Let My People Know

"The Temple menorah was conceived by the Jewish people as the symbol par excellence of Jewish existence"

“Di­vine revelation itself is a revelation of light.

The tzadikim in the Garden of Eden ‘bask in the light of Shekhinah,’ and even God Himself is ‘my light and my salvation'(Psalm 27:1).

Hence, too, in the language used by the kabbalists, all of reality is ‘lights” and “enlightenments,’ all the way up to ‘the light of the Infinite.’

This light metaphor is not only an abstract and intel­lectual one.

Light is even personified—it enjoys its own ex­istence—’The light of the righteous rejoices’ (Proverbs 13:8).

The way in which human beings relate to light, too, is emo­tional, almost sensual—’Truly the light is sweet and a pleas­ant thing it is for the eyes’ (Ecclesiastes 11:7).

The symbolic meaning of light as an expression of the positive aspect of reality is not confined only to the realm of language.

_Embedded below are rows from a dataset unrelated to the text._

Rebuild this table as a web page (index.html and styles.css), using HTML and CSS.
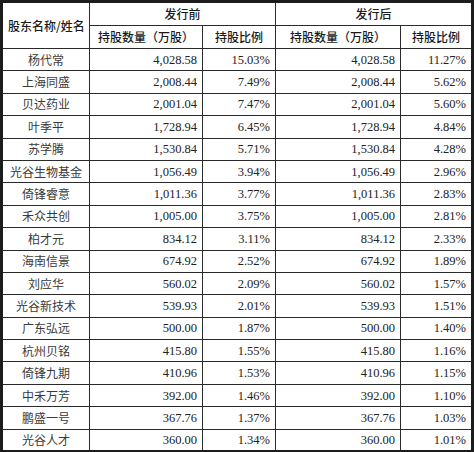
FILE: index.html
```html
<!DOCTYPE html>
<html lang="zh">
<head>
<meta charset="utf-8">
<link rel="stylesheet" href="styles.css">
</head>
<body>
<table class="holders">
  <colgroup>
    <col class="c-name">
    <col class="c-qty1">
    <col class="c-pct1">
    <col class="c-qty2">
    <col class="c-pct2">
  </colgroup>
  <thead>
    <tr class="h1">
      <th rowspan="2">股东名称/姓名</th>
      <th colspan="2">发行前</th>
      <th colspan="2">发行后</th>
    </tr>
    <tr class="h2">
      <th>持股数量（万股）</th>
      <th>持股比例</th>
      <th>持股数量（万股）</th>
      <th>持股比例</th>
    </tr>
  </thead>
  <tbody>
    <tr><td class="name">杨代常</td><td class="num">4,028.58</td><td class="num">15.03%</td><td class="num">4,028.58</td><td class="num">11.27%</td></tr>
    <tr><td class="name">上海同盛</td><td class="num">2,008.44</td><td class="num">7.49%</td><td class="num">2,008.44</td><td class="num">5.62%</td></tr>
    <tr><td class="name">贝达药业</td><td class="num">2,001.04</td><td class="num">7.47%</td><td class="num">2,001.04</td><td class="num">5.60%</td></tr>
    <tr><td class="name">叶季平</td><td class="num">1,728.94</td><td class="num">6.45%</td><td class="num">1,728.94</td><td class="num">4.84%</td></tr>
    <tr><td class="name">苏学腾</td><td class="num">1,530.84</td><td class="num">5.71%</td><td class="num">1,530.84</td><td class="num">4.28%</td></tr>
    <tr><td class="name">光谷生物基金</td><td class="num">1,056.49</td><td class="num">3.94%</td><td class="num">1,056.49</td><td class="num">2.96%</td></tr>
    <tr><td class="name">倚锋睿意</td><td class="num">1,011.36</td><td class="num">3.77%</td><td class="num">1,011.36</td><td class="num">2.83%</td></tr>
    <tr><td class="name">禾众共创</td><td class="num">1,005.00</td><td class="num">3.75%</td><td class="num">1,005.00</td><td class="num">2.81%</td></tr>
    <tr><td class="name">柏才元</td><td class="num">834.12</td><td class="num">3.11%</td><td class="num">834.12</td><td class="num">2.33%</td></tr>
    <tr><td class="name">海南信景</td><td class="num">674.92</td><td class="num">2.52%</td><td class="num">674.92</td><td class="num">1.89%</td></tr>
    <tr><td class="name">刘应华</td><td class="num">560.02</td><td class="num">2.09%</td><td class="num">560.02</td><td class="num">1.57%</td></tr>
    <tr><td class="name">光谷新技术</td><td class="num">539.93</td><td class="num">2.01%</td><td class="num">539.93</td><td class="num">1.51%</td></tr>
    <tr><td class="name">广东弘远</td><td class="num">500.00</td><td class="num">1.87%</td><td class="num">500.00</td><td class="num">1.40%</td></tr>
    <tr><td class="name">杭州贝铭</td><td class="num">415.80</td><td class="num">1.55%</td><td class="num">415.80</td><td class="num">1.16%</td></tr>
    <tr><td class="name">倚锋九期</td><td class="num">410.96</td><td class="num">1.53%</td><td class="num">410.96</td><td class="num">1.15%</td></tr>
    <tr><td class="name">中禾万芳</td><td class="num">392.00</td><td class="num">1.46%</td><td class="num">392.00</td><td class="num">1.10%</td></tr>
    <tr><td class="name">鹏盛一号</td><td class="num">367.76</td><td class="num">1.37%</td><td class="num">367.76</td><td class="num">1.03%</td></tr>
    <tr><td class="name">光谷人才</td><td class="num">360.00</td><td class="num">1.34%</td><td class="num">360.00</td><td class="num">1.01%</td></tr>
  </tbody>
</table>
</body>
</html>
```

FILE: styles.css
```css
html, body {
  margin: 0;
  padding: 0;
  background: #ffffff;
}

.holders {
  box-sizing: border-box;
  width: 474px;
  height: 452px;
  table-layout: fixed;
  border-collapse: collapse;
  border: 3px solid #1c1c1c;
  font-family: "Liberation Serif", "Noto Sans CJK SC", serif;
  font-size: 12px;
  color: #222222;
}

.c-name { width: 88px; }
.c-qty1 { width: 113px; }
.c-pct1 { width: 73px; }
.c-qty2 { width: 125px; }
.c-pct2 { width: 72px; }

.holders th,
.holders td {
  border: 1px solid #2a2a2a;
  padding: 0 5px;
  vertical-align: middle;
  white-space: nowrap;
  overflow: hidden;
  line-height: 14px;
}

.holders th {
  font-family: "Noto Sans CJK SC", sans-serif;
  font-weight: 500;
  font-size: 12px;
  text-align: center;
  color: #1a1a1a;
}

.h1 { height: 24px; }
.h2 { height: 23px; }

.holders tbody tr { height: 22.4px; }

.name {
  text-align: center;
  font-family: "Noto Sans CJK SC", sans-serif;
  font-weight: 400;
  color: #3a3a3a;
}

.num {
  text-align: right;
  font-size: 12.5px;
}
```
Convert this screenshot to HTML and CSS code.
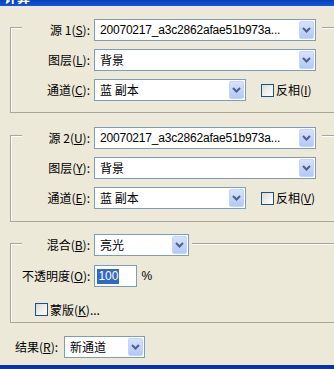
FILE: index.html
```html
<!DOCTYPE html>
<html lang="zh-CN">
<head>
  <meta charset="UTF-8">
  <meta name="viewport" content="width=device-width, initial-scale=1.0">
  <title>计算</title>
  <link rel="stylesheet" href="styles.css">
</head>
<body>
  <div class="titlebar"><span>计算</span></div>

  <div class="dialog">
    <!-- source 1 -->
    <section class="group g1">
      <div class="row head">
        <label class="lbl">源 1(<u>S</u>):</label>
        <div class="select wide"><span class="val latin">20070217_a3c2862afae51b973a...</span><span class="arrow"><svg width="13" height="10" viewBox="0 0 13 10"><polyline points="3,3 6.5,6.5 10,3" fill="none" stroke="#4d6185" stroke-width="2"/></svg></span></div>
      </div>
      <div class="row">
        <label class="lbl">图层(<u>L</u>):</label>
        <div class="select wide"><span class="val">背景</span><span class="arrow"><svg width="13" height="10" viewBox="0 0 13 10"><polyline points="3,3 6.5,6.5 10,3" fill="none" stroke="#4d6185" stroke-width="2"/></svg></span></div>
      </div>
      <div class="row">
        <label class="lbl">通道(<u>C</u>):</label>
        <div class="select mid"><span class="val">蓝 副本</span><span class="arrow"><svg width="13" height="10" viewBox="0 0 13 10"><polyline points="3,3 6.5,6.5 10,3" fill="none" stroke="#4d6185" stroke-width="2"/></svg></span></div>
        <span class="check invert"></span><span class="check-lbl">反相(<u>I</u>)</span>
      </div>
    </section>

    <!-- source 2 -->
    <section class="group g2">
      <div class="row head">
        <label class="lbl">源 2(<u>U</u>):</label>
        <div class="select wide"><span class="val latin">20070217_a3c2862afae51b973a...</span><span class="arrow"><svg width="13" height="10" viewBox="0 0 13 10"><polyline points="3,3 6.5,6.5 10,3" fill="none" stroke="#4d6185" stroke-width="2"/></svg></span></div>
      </div>
      <div class="row">
        <label class="lbl">图层(<u>Y</u>):</label>
        <div class="select wide"><span class="val">背景</span><span class="arrow"><svg width="13" height="10" viewBox="0 0 13 10"><polyline points="3,3 6.5,6.5 10,3" fill="none" stroke="#4d6185" stroke-width="2"/></svg></span></div>
      </div>
      <div class="row">
        <label class="lbl">通道(<u>E</u>):</label>
        <div class="select mid"><span class="val">蓝 副本</span><span class="arrow"><svg width="13" height="10" viewBox="0 0 13 10"><polyline points="3,3 6.5,6.5 10,3" fill="none" stroke="#4d6185" stroke-width="2"/></svg></span></div>
        <span class="check invert"></span><span class="check-lbl">反相(<u>V</u>)</span>
      </div>
    </section>

    <!-- blending -->
    <section class="group g3">
      <div class="row head short">
        <label class="lbl">混合(<u>B</u>):</label>
        <div class="select small"><span class="val">亮光</span><span class="arrow"><svg width="13" height="10" viewBox="0 0 13 10"><polyline points="3,3 6.5,6.5 10,3" fill="none" stroke="#4d6185" stroke-width="2"/></svg></span></div>
      </div>
      <div class="row opacity">
        <label class="lbl">不透明度(<u>O</u>):</label>
        <div class="input"><span class="sel latin">100</span></div>
        <span class="pct latin">%</span>
      </div>
      <div class="row mask">
        <span class="check"></span><span class="check-lbl">蒙版(<u>K</u>)...</span>
      </div>
    </section>

    <div class="row result">
      <label class="lbl">结果(<u>R</u>):</label>
      <div class="select res"><span class="val">新通道</span><span class="arrow"><svg width="13" height="10" viewBox="0 0 13 10"><polyline points="3,3 6.5,6.5 10,3" fill="none" stroke="#4d6185" stroke-width="2"/></svg></span></div>
    </div>
  </div>

  <div class="bottombar"></div>
</body>
</html>
```

FILE: styles.css
```css
* {
  margin: 0;
  padding: 0;
  box-sizing: border-box;
}

html, body {
  width: 334px;
  height: 369px;
  overflow: hidden;
}

body {
  background: #ece9d8;
  font-family: "Noto Sans CJK SC", "Liberation Sans", sans-serif;
  font-size: 12px;
  color: #000;
}

u {
  text-decoration: underline;
  text-underline-offset: 1px;
}

.latin {
  font-family: "Liberation Sans", Arial, sans-serif;
}

.titlebar {
  height: 6px;
  background: linear-gradient(#0a3fb8, #1256dc);
  overflow: hidden;
  padding-left: 4px;
}

.titlebar span {
  display: block;
  margin-top: -11px;
  color: #fff;
  font-weight: bold;
  font-size: 13px;
  line-height: 16px;
}

.dialog {
  padding-left: 10px;
}

.group {
  width: 340px;
  border: 1px solid #a7a69a;
  box-shadow: inset 1px 1px 0 #fff;
  padding: 0 0 12px 11px;
}

.g1 {
  margin-top: 21px;
  padding-bottom: 11px;
}

.g2 {
  margin-top: 22px;
}

.g3 {
  margin-top: 21px;
  padding-bottom: 6px;
}

.row {
  display: flex;
  align-items: center;
  height: 22px;
  margin-top: 8px;
}

.row.head {
  margin-top: -9px;
  width: 300px;
  background: #ece9d8;
}

.g3 .row.head {
  margin-top: -10px;
}

.row.head.short {
  width: 170px;
}

.lbl {
  flex: 0 0 72px;
  text-align: right;
  padding-right: 4px;
  line-height: 16px;
  white-space: nowrap;
}

.select {
  height: 22px;
  border: 1px solid #7f9db9;
  background: #fff;
  display: flex;
  align-items: center;
  justify-content: space-between;
  padding: 1px 1px 1px 5px;
}

.select.wide { width: 222px; }
.select.mid { width: 152px; }
.select.small { width: 95px; }
.select.res { width: 81px; }

.val {
  line-height: 16px;
  white-space: nowrap;
}

.val.latin {
  letter-spacing: -0.2px;
}

.arrow {
  width: 15px;
  height: 18px;
  border: 1px solid #c4d4fb;
  border-radius: 2px;
  background: linear-gradient(#d6e2fe, #b3c8f7);
  display: flex;
  align-items: center;
  justify-content: center;
}

.check {
  width: 13px;
  height: 13px;
  border: 1px solid #1c5180;
  background: linear-gradient(135deg, #dcdcd5, #fff);
  flex: 0 0 13px;
}

.check.invert {
  margin-left: 15px;
}

.check-lbl {
  margin-left: 2px;
  line-height: 16px;
  white-space: nowrap;
}

.row.opacity {
  margin-top: 9px;
}

.input {
  width: 43px;
  height: 22px;
  border: 1px solid #7f9db9;
  background: #fff;
  display: flex;
  align-items: center;
  padding-left: 2px;
}

.sel {
  background: #316ac5;
  color: #fff;
  line-height: 15px;
  padding: 0 1px;
}

.pct {
  margin-left: 4px;
}

.row.mask {
  height: 13px;
  margin-top: 16px;
  padding-left: 13px;
}

.row.result {
  margin-top: 13px;
  padding-left: 5px;
}

.row.result .lbl {
  flex: 0 0 49px;
  text-align: left;
  padding-right: 0;
}

.bottombar {
  margin-top: 7px;
  height: 8px;
  background: linear-gradient(#0a2f9e, #0b3cbd);
}
```
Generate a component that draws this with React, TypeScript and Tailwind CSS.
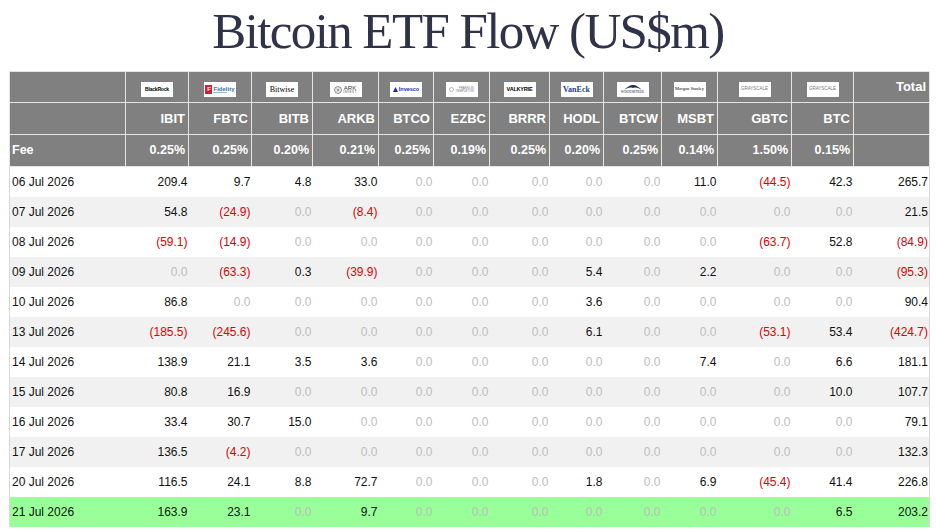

It is realized also in the use of light and lamps as concrete means of expression, which symbolize and point to an essence that contains holiness, in all its different appearances in reality:

In holiness and at the Holy Temple;

In the sanctity of place;

In the Sabbath and festivals—in the sanctity of time;

On special occasions—in the sanctity and importance of the event.

The Temple menorah, with all of its ornate and extremely elaborate craftsmanship, was not there for any practical purpose.

It stood at the heikhal, a windowless hall only seldom frequented by people.

Yet it was there as a symbol of the holiness of that place, of its relation to light.

This menorah—’the sun’s sphere’ (Talmud Yerushalmi, end of Hagigah)—is a sphere of sunlight, which shines through the walls and the curtains.

No wonder, then, that this meaning of the Temple menorah was conceived by the Jewish people as the symbol par excellence of Jewish existence (as can be seen in Jewish ornaments from all periods), from synagogue mosaics in the Galilee to ornaments on utensils in the Roman catacombs, and even, in a sense, to the synagogue itself—the place where an eternal candle burns day and night.”